How to extract a page from word and insert it into another word?
Extracting a specific page from one Microsoft Word document and cleanly inserting it into another is a common task that is less straightforward than it might seem, as Word is not a page-oriented desktop publishing application. The primary challenge is that a "page" in Word is a dynamic construct defined by content, formatting, margins, section breaks, and printer settings, not a discrete object that can be selected. Therefore, the most reliable method involves a combination of precise selection and careful use of section breaks to isolate the desired content before transferring it.
The core technical mechanism begins with identifying the exact content of the target page. You must manually select all text, graphics, and other elements from the start to the end of that specific page. Simply copying a visual page break will not work, as that break's location will change in the new document. For greater precision, especially with complex layouts, enabling the display of formatting marks (via the Home tab's Paragraph group) is essential. To truly isolate a single page, the most effective technique is to insert section breaks before and after the page's content. Place a continuous or next page section break at the very beginning of the page's content and another at its end. This action effectively cordons off the page into its own independent section, allowing you to select that entire section more reliably by clicking in the margin or using the selection pane.
Once the content is isolated, you copy it and then navigate to the destination document. The insertion point is critical. For the pasted content to retain its original formatting—including page orientation, margins, headers, and footers unique to that page—you must position your cursor in a location that anticipates these changes. Ideally, you should insert a section break at the insertion point in the destination document before pasting. Pasting the content will bring its embedded section breaks along with it.
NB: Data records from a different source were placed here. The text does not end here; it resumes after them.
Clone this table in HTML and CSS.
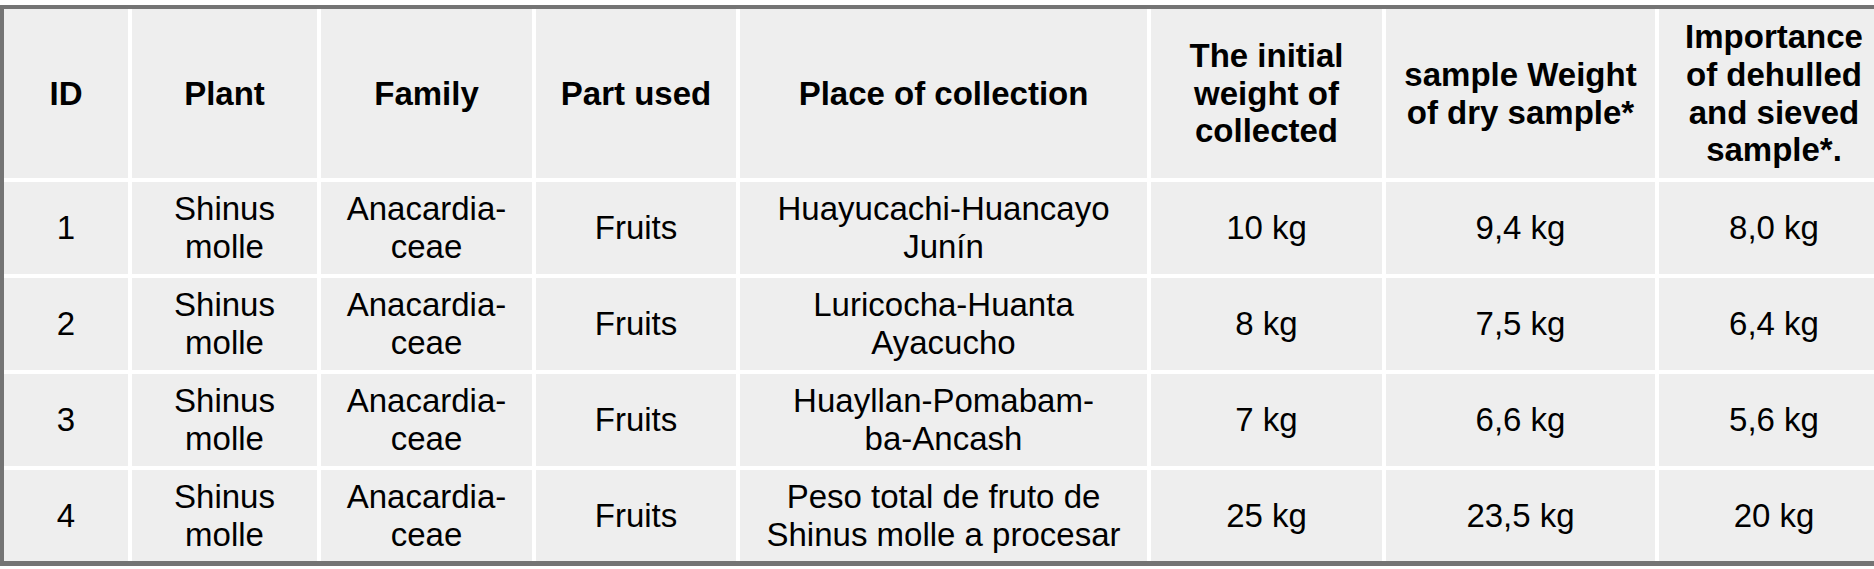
FILE: index.html
```html
<!DOCTYPE html>
<html lang="en">
<head>
<meta charset="utf-8">
<title>Samples</title>
<link rel="stylesheet" href="styles.css">
</head>
<body>
<div class="table" role="table">
  <div class="cell head">ID</div>
  <div class="cell head">Plant</div>
  <div class="cell head">Family</div>
  <div class="cell head">Part used</div>
  <div class="cell head">Place of collection</div>
  <div class="cell head">The initial<br>weight of<br>collected</div>
  <div class="cell head">sample Weight<br>of dry sample*</div>
  <div class="cell head">Importance<br>of dehulled<br>and sieved<br>sample*.</div>

  <div class="cell">1</div>
  <div class="cell">Shinus<br>molle</div>
  <div class="cell">Anacardia-<br>ceae</div>
  <div class="cell">Fruits</div>
  <div class="cell">Huayucachi-Huancayo<br>Junín</div>
  <div class="cell">10 kg</div>
  <div class="cell">9,4 kg</div>
  <div class="cell">8,0 kg</div>

  <div class="cell">2</div>
  <div class="cell">Shinus<br>molle</div>
  <div class="cell">Anacardia-<br>ceae</div>
  <div class="cell">Fruits</div>
  <div class="cell">Luricocha-Huanta<br>Ayacucho</div>
  <div class="cell">8 kg</div>
  <div class="cell">7,5 kg</div>
  <div class="cell">6,4 kg</div>

  <div class="cell">3</div>
  <div class="cell">Shinus<br>molle</div>
  <div class="cell">Anacardia-<br>ceae</div>
  <div class="cell">Fruits</div>
  <div class="cell">Huayllan-Pomabam-<br>ba-Ancash</div>
  <div class="cell">7 kg</div>
  <div class="cell">6,6 kg</div>
  <div class="cell">5,6 kg</div>

  <div class="cell">4</div>
  <div class="cell">Shinus<br>molle</div>
  <div class="cell">Anacardia-<br>ceae</div>
  <div class="cell">Fruits</div>
  <div class="cell">Peso total de fruto de<br>Shinus molle a procesar</div>
  <div class="cell">25 kg</div>
  <div class="cell">23,5 kg</div>
  <div class="cell">20 kg</div>
</div>
</body>
</html>
```

FILE: styles.css
```css
html, body {
  margin: 0;
  padding: 0;
  background: #ffffff;
  overflow: hidden;
}

body {
  padding-top: 5px;
  font-family: "Liberation Sans", Arial, sans-serif;
  font-size: 33px;
  line-height: 1.15;
  color: #000000;
}

.table {
  display: inline-grid;
  grid-template-columns: 124px 185px 211px 200px 407px 231px 269px 230px;
  grid-template-rows: 169px 92px 92px 92px 91px;
  gap: 4px;
  background: #ffffff;
  border-style: solid;
  border-color: #747474;
  border-width: 4px 4px 5px 4px;
}

.cell {
  background: #eeeeee;
  display: flex;
  align-items: center;
  justify-content: center;
  text-align: center;
}

.head {
  font-weight: bold;
}
```
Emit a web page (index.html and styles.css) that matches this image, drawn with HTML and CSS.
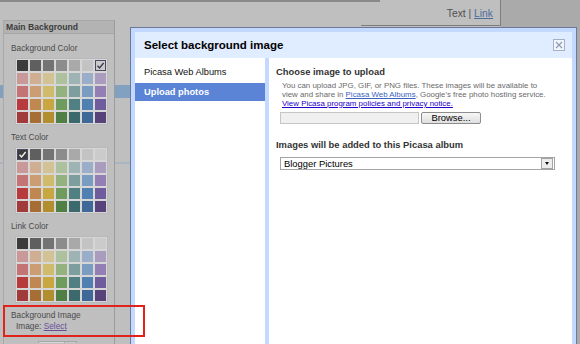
FILE: index.html
```html
<!DOCTYPE html>
<html lang="en">
<head>
  <meta charset="UTF-8" />
  <title>Template Designer - Background</title>
  <link rel="stylesheet" href="styles.css">
</head>
<body>

  <div class="page">
    <div class="sidebar">
      <div class="panel-title">Main Background</div>
      <div class="label">Background Color</div>
      <div class="swatches" data-selected="6"></div>
      <div class="label">Text Color</div>
      <div class="swatches" data-selected="0"></div>
      <div class="label">Link Color</div>
      <div class="swatches"></div>
      <div class="bg-image">
        <div>Background Image</div>
        <div class="bg-image-row">Image: <a href="#">Select</a></div>
      </div>
      <div class="pos-row"><span class="pos-box"></span><span class="pos-btn"></span></div>
    </div>

    <div class="main">
      <div class="main-head">
        <div class="tabs">Text | <a href="#">Link</a></div>
      </div>
    </div>

    <div class="preview"></div>
  </div>

  <div class="highlight"></div>

  <!-- Dialogo -->
  <div class="dialog">
    <div class="dialog-head">
      <h2>Select background image</h2>
      <span class="close">
        <svg width="8" height="8" viewBox="0 0 8 8"><path d="M1 1L7 7M7 1L1 7" stroke="#8d9bb5" stroke-width="1.2"/></svg>
      </span>
    </div>
    <div class="dialog-body">
      <ul class="nav">
        <li>Picasa Web Albums</li>
        <li class="active">Upload photos</li>
      </ul>
      <div class="upload">
        <h3>Choose image to upload</h3>
        <p class="note">You can upload JPG, GIF, or PNG files. These images will be available to<br>view and share in <a href="#">Picasa Web Albums</a>, Google's free photo hosting service.<br><a href="#" class="policy">View Picasa program policies and privacy notice.</a></p>
        <div class="file-row">
          <span class="file-box"></span>
          <button class="browse">Browse...</button>
        </div>
        <h3 class="album-title">Images will be added to this Picasa album</h3>
        <div class="album-select">
          <span>Blogger Pictures</span>
          <span class="arrow"></span>
        </div>
      </div>
    </div>
  </div>

  <script>
    const palette = [
      ['#3b3b3b', '#5f5f5f', '#737373', '#8c8c8c', '#a9a9a9', '#c3c3c3', '#cbcbcb'],
      ['#c9999a', '#cfae91', '#d3c394', '#adc19f', '#9eb4b4', '#9aaec9', '#a99cbf'],
      ['#c57476', '#cc9c72', '#d0bb6a', '#93b27e', '#7c9e9f', '#7b9cc1', '#937fb3'],
      ['#b73b3c', '#c08751', '#c8a640', '#6f9c5c', '#508082', '#5080b1', '#6f5c9c'],
      ['#a03a3b', '#a66d35', '#b18f2e', '#4f7f44', '#3c6a6c', '#3d6897', '#574279']
    ];

    document.querySelectorAll('.swatches').forEach(grid => {
      const selected = grid.dataset.selected;
      palette.forEach((row, r) => {
        row.forEach((color, c) => {
          const cell = document.createElement('div');
          cell.className = 'swatch';
          cell.style.background = color;
          if (r === 0 && String(c) === selected) {
            cell.classList.add('on');
            const stroke = c === 0 ? '#f2f2f2' : '#3c3a50';
            cell.innerHTML = '<svg width="9" height="9" viewBox="0 0 9 9"><path d="M1.5 4.8L3.6 7L7.6 2" fill="none" stroke="' + stroke + '" stroke-width="1.4"/></svg>';
          }
          grid.appendChild(cell);
        });
      });
    });
  </script>

</body>
</html>
```

FILE: styles.css
```css
body {
  margin: 0;
  font-family: "Liberation Sans", Arial, sans-serif;
  background-color: #bfbfbf;
  overflow: hidden;
}
.page {
  display: flex;
  height: 344px;
  overflow: hidden;
  background:
    linear-gradient(#8a8a8a, #8a8a8a) no-repeat 0 0 / 380px 2px,
    linear-gradient(#82a0bf, #82a0bf) no-repeat 0 85px / 100% 13px,
    linear-gradient(#a9b5c2, #a9b5c2) no-repeat 0 162px / 100% 2px,
    #bfbfbf;
}
.sidebar {
  box-sizing: border-box;
  width: 112px;
  margin: 20px 0 0 3px;
  overflow: hidden;
  background-color: #bfbfbf;
  border-left: 1px solid #a9a9a9;
  border-right: 1px solid #9c9c9c;
  color: #4a4a4a;
}
.panel-title {
  height: 12px;
  line-height: 12px;
  padding-left: 2px;
  background-color: #b3b3b3;
  border-top: 1px solid #a6a6a6;
  border-bottom: 1px solid #a6a6a6;
  font-size: 8.6px;
  font-weight: bold;
  color: #3d3d3d;
}
.label {
  margin-top: 8px;
  padding-left: 7px;
  line-height: 12px;
  font-size: 8.3px;
}
.swatches + .label {
  margin-top: 6px;
}
.swatches {
  display: grid;
  grid-template-columns: repeat(7, 11px);
  grid-auto-rows: 11px;
  gap: 2px;
  width: max-content;
  margin: 4px 0 0 11px;
  padding: 1px;
  background-color: #d6d6d6;
  border: 1px solid #b8b8b8;
}
.swatch {
  display: flex;
  align-items: center;
  justify-content: center;
}
.swatch.on {
  box-sizing: border-box;
  border: 1px solid #4b4862;
}
.bg-image {
  margin-top: 7px;
  padding-left: 7px;
  font-size: 8.3px;
  line-height: 11px;
}
.bg-image-row {
  padding-left: 5px;
}
.bg-image-row a {
  color: #6b4f9c;
}
.pos-row {
  display: flex;
  margin: 9px 0 0 34px;
}
.pos-box {
  width: 25px;
  height: 1px;
  background-color: #d9d9d9;
  border: 1px solid #a5a5a5;
  border-bottom: none;
}
.pos-btn {
  width: 11px;
  height: 1px;
  background-color: #c9c9c9;
  border: 1px solid #a5a5a5;
  border-left: none;
  border-bottom: none;
}
.main {
  width: 386px;
}
.main-head {
  display: flex;
  justify-content: flex-end;
}
.tabs {
  height: 26px;
  padding: 8px 7px 0 0;
  box-sizing: border-box;
  border-right: 1px solid #7d7d7d;
  border-bottom: 1px solid #7d7d7d;
  width: 140px;
  text-align: right;
  font-size: 10.3px;
  line-height: 12px;
  color: #505050;
}
.tabs a {
  color: #4d6d9b;
}
.preview {
  flex: 1;
  background-color: #aaaaaa;
}
.highlight {
  position: absolute;
  left: 3px;
  top: 305px;
  width: 142px;
  height: 32px;
  box-sizing: border-box;
  border: 2px solid #e2231a;
  z-index: 2;
}
.dialog {
  position: absolute;
  left: 130px;
  top: 27px;
  width: 447px;
  height: 317px;
  box-sizing: border-box;
  padding: 4px 4px 0;
  border: 1px solid #6b7a98;
  border-bottom: none;
  background-color: #c3d9ff;
  display: flex;
  flex-direction: column;
  z-index: 1;
}
.dialog-head {
  display: flex;
  align-items: center;
  justify-content: space-between;
  height: 26px;
  padding: 0 7px 0 9px;
  background-color: #e0ecff;
}
.dialog-head h2 {
  margin: 0;
  font-size: 11.5px;
  color: #000;
}
.close {
  display: flex;
  align-items: center;
  justify-content: center;
  width: 10px;
  height: 10px;
  border: 1px solid #a3b0c8;
  background-color: #f1f5fd;
}
.dialog-body {
  flex: 1;
  display: flex;
  background-color: #fff;
}
.nav {
  list-style: none;
  margin: 0;
  padding: 5px 0 0;
  width: 130px;
  border-right: 4px solid #c3d9ff;
  font-size: 9.3px;
}
.nav li {
  height: 18px;
  line-height: 18px;
  margin-bottom: 2px;
  padding-left: 9px;
  color: #111;
}
.nav li.active {
  background-color: #5b84d7;
  color: #fff;
  font-weight: bold;
}
.upload {
  flex: 1;
  padding: 8px 0 0 7px;
}
.upload h3 {
  margin: 0;
  font-size: 9.4px;
  line-height: 12px;
  color: #333;
}
.note {
  margin: 2.5px 0 0 6px;
  font-size: 7.9px;
  line-height: 9px;
  color: #6a6a6a;
}
.note a {
  color: #3a62c0;
}
.note a.policy {
  color: #2200cc;
}
.file-row {
  display: flex;
  gap: 2px;
  margin: 4.5px 0 0 4px;
}
.file-box {
  width: 139px;
  height: 12px;
  box-sizing: border-box;
  border: 1px solid #c6c6c6;
  background-color: #f0f0f0;
}
.browse {
  width: 60px;
  height: 12px;
  padding: 0;
  border: 1px solid #8d8d8d;
  border-radius: 2px;
  background: linear-gradient(#f7f7f7, #dedede);
  font-family: inherit;
  font-size: 9.4px;
  line-height: 10px;
  color: #000;
}
.album-title {
  margin-top: 15px !important;
}
.album-select {
  display: flex;
  align-items: center;
  justify-content: space-between;
  width: 275px;
  height: 13px;
  box-sizing: border-box;
  margin: 6px 0 0 4px;
  padding: 0 1px 0 3px;
  border: 1px solid #a4a4a4;
  font-size: 9.4px;
  color: #000;
}
.arrow {
  display: flex;
  align-items: center;
  justify-content: center;
  width: 10px;
  height: 9px;
  border: 1px solid #a4a4a4;
  background-color: #ededed;
}
.arrow::after {
  content: "";
  border-left: 2.5px solid transparent;
  border-right: 2.5px solid transparent;
  border-top: 3px solid #111;
}
```
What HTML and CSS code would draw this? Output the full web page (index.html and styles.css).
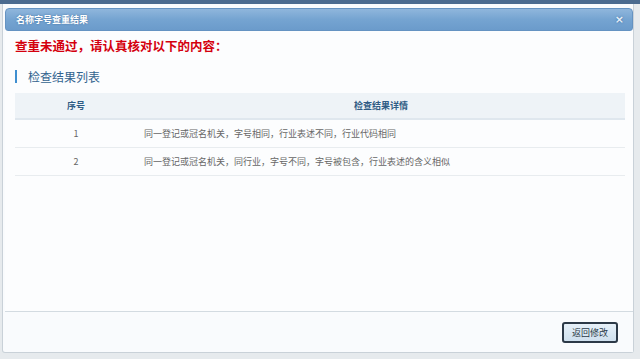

This often results in the imported page carrying its own page layout settings, which may alter the formatting of subsequent pages in the destination document. You must then review the section breaks before and after the inserted material, removing any unnecessary ones to reflow text correctly and ensure the document's structural integrity.
The implications of this process highlight that while Word is a powerful word processor, it requires a procedural approach for page-level manipulation. The method's success hinges on controlling document sections, not pages. Potential pitfalls include inconsistent formatting if the source and destination documents use different styles or themes, and the inadvertent carrying over of headers, footers, or column settings that disrupt the flow of the target file. For absolute fidelity, particularly for final publishing, an alternative analytical approach is to print the specific source page to a PDF and then insert that PDF as an object into the Word document, though this embeds it as a static image, preventing further text editing. The native copy-paste method with section breaks remains the standard for maintaining editable content while transferring a page's distinct layout.